To understand how to do BigQuery IAM, you first have to understand what Google calls the “Resource Hierarchy”. This is a way to model all the resources within your cloud platform where every resource, whether that’s a BigQuery Table, Compute Engine instance, Cloud Run Service, Folder or Project, is a child of another resource.

Organisations

If you’ve got your Google Cloud set up correctly, your top resource will be your Organisation. This is a special resource, which is connected to your Google Workspace or Cloud Identity accounts (these are probably managed by your IT teams). An Organisation means you have an extra level of governance over your projects, visibility over your entire organisation, and it reduces the risk of projects disappearing when the Owner leaves the company.
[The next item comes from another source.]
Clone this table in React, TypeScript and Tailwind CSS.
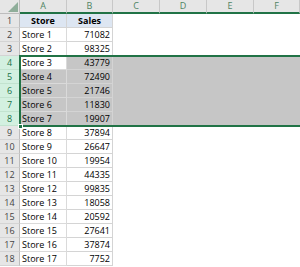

If you see “No Organisation” in your project selector in GCP then get in touch and we can help you get this set up.

The Google Cloud Resource Hierarchy

Inheritance

One key part of the resource hierarchy is inheritance. Every resource has a parent and inherits properties from its parent. These include things like Organisation policies, which allow you apply global restrictions across all your projects and can dictate things like which regions users can create resources in – if you’re an EU company you might want to turn this on to prevent someone storing your data in a US data centre – and which domains can be added to your organisation to prevent a rogue account being added, and of course, Identity Policies.

How does this inheritance work? A role can be assigned to any resource. You’ve probably seen this before, when you open the IAM & Admin page and assign a role. This is assigning a role a the `Project Level`. What this actually means is that the role is assigned to the project and every resource that sits underneath it in the resource hierarchy.

Roles applied at different levels of the Hierarchy – Source:cloud.google.com

So if you assign the role “BigQuery Data Editor” (we’ll look at the roles in a minute) at the project level, that “role” is also applied to every BigQuery dataset, table, job, transfer etc. in the project. You can see your inherited permissions in action in the BigQuery dataset sharing console.

BigQuery dataset permissions with inherited and direct roles — Direct & Inherited Permissions

BigQuery dataset permissions with just direct roles — Direct Permissions Only

If you want to inspect your GCP Resource Hierarchy and see the permissions across all your resources, you can do it at https://www.accessium.io/audit/gcp/login

GCP Roles

So what is a role? A role is a collection of permissions. If you take the role BigQuery Job User, it contains these permissions:

bigquery.config.get
bigquery.jobs.create
dataform.locations.get
datform.locations.list
dataform.repositories.create
dataform.repositories.list
resourcemanager.projects.get
resourcemanager.projects.list

Whenever you interact with any GCP Resource, Google checks your permissions and whether you have the required permission for the request.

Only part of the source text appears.